'''

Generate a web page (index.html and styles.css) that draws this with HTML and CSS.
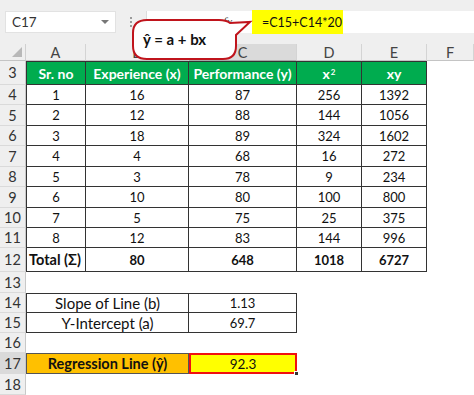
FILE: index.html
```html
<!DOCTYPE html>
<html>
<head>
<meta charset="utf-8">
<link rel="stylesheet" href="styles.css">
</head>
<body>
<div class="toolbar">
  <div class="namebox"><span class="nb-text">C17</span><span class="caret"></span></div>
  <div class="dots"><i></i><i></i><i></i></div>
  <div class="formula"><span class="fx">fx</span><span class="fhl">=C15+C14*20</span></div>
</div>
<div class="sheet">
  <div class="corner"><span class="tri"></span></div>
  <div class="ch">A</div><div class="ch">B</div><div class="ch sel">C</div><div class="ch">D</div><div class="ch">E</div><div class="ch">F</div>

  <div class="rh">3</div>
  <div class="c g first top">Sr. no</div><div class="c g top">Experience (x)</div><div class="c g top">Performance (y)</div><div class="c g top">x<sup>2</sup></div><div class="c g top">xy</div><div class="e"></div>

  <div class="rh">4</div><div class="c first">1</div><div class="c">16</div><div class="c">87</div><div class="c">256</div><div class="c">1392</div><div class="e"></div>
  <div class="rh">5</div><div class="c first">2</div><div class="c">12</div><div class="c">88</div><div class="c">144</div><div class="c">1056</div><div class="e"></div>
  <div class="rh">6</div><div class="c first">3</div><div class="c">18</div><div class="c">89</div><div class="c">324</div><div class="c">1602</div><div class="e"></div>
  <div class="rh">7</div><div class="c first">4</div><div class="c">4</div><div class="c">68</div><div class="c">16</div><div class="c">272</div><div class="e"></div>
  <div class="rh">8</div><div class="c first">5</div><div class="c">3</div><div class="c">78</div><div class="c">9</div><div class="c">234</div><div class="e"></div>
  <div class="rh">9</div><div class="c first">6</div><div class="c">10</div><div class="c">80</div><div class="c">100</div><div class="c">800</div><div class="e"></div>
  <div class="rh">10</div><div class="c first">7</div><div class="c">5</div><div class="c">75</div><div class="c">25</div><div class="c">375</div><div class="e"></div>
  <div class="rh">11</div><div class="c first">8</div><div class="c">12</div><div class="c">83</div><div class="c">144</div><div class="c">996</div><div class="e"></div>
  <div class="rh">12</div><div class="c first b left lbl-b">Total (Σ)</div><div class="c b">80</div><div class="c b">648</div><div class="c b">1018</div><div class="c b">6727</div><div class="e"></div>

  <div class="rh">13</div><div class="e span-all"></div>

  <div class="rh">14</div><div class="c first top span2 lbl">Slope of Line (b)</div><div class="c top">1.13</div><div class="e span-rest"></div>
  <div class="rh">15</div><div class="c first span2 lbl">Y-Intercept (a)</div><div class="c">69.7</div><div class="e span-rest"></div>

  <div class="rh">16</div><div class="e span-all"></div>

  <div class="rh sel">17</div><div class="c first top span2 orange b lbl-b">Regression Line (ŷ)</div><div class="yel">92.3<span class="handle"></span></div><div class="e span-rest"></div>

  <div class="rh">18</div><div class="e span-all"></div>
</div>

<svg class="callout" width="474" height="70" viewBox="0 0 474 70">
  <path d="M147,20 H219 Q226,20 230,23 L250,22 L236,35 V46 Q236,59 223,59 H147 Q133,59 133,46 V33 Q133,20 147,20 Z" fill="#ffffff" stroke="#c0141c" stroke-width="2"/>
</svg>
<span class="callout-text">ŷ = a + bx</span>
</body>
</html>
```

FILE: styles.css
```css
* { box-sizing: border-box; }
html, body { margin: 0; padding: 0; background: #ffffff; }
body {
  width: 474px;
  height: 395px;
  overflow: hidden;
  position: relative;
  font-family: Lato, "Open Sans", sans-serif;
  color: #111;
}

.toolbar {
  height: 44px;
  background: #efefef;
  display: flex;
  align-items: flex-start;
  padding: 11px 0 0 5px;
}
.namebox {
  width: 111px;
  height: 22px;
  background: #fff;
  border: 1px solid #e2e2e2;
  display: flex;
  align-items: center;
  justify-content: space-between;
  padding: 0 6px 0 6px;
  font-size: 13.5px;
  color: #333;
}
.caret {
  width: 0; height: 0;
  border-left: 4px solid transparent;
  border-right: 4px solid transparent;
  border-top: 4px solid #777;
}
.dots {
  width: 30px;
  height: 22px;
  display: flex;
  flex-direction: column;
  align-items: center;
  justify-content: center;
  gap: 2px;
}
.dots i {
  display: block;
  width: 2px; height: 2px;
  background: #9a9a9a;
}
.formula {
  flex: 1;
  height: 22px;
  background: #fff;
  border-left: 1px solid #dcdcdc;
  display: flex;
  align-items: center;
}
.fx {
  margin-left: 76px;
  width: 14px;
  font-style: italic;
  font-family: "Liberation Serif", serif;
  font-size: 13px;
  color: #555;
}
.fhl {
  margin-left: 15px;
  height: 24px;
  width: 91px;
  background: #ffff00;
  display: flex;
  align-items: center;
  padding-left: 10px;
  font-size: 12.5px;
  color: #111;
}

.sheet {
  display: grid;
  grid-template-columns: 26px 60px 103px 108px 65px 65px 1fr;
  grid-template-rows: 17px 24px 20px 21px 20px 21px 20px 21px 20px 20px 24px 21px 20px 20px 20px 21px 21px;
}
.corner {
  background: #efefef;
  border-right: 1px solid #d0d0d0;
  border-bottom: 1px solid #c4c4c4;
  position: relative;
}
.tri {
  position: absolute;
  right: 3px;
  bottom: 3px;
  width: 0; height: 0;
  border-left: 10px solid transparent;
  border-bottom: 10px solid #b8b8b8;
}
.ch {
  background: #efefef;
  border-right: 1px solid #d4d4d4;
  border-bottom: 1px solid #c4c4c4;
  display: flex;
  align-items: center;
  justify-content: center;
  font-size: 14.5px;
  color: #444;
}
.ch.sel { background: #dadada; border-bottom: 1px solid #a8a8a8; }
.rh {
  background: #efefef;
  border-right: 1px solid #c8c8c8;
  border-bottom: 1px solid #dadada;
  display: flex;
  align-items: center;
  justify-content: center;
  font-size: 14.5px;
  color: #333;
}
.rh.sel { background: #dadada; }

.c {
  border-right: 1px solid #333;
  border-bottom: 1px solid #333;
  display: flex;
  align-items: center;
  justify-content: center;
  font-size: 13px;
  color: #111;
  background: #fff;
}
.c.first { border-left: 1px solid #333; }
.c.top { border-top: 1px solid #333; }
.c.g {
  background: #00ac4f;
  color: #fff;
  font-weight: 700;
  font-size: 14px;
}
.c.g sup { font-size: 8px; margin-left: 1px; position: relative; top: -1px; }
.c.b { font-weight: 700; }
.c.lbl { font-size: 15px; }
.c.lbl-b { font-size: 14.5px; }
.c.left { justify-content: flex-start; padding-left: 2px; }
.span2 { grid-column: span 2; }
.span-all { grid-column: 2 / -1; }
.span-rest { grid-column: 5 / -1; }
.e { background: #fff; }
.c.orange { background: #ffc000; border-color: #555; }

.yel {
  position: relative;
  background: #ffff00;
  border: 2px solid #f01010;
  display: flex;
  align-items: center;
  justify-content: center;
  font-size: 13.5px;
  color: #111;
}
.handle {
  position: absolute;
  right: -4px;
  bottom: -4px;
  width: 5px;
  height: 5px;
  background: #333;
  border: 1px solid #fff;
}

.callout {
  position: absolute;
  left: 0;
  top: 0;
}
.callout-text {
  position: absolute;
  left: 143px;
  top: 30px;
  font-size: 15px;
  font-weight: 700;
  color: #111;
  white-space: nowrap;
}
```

'''

What is the number of lines in the data holding the word "styles"? Reply with that number only.

3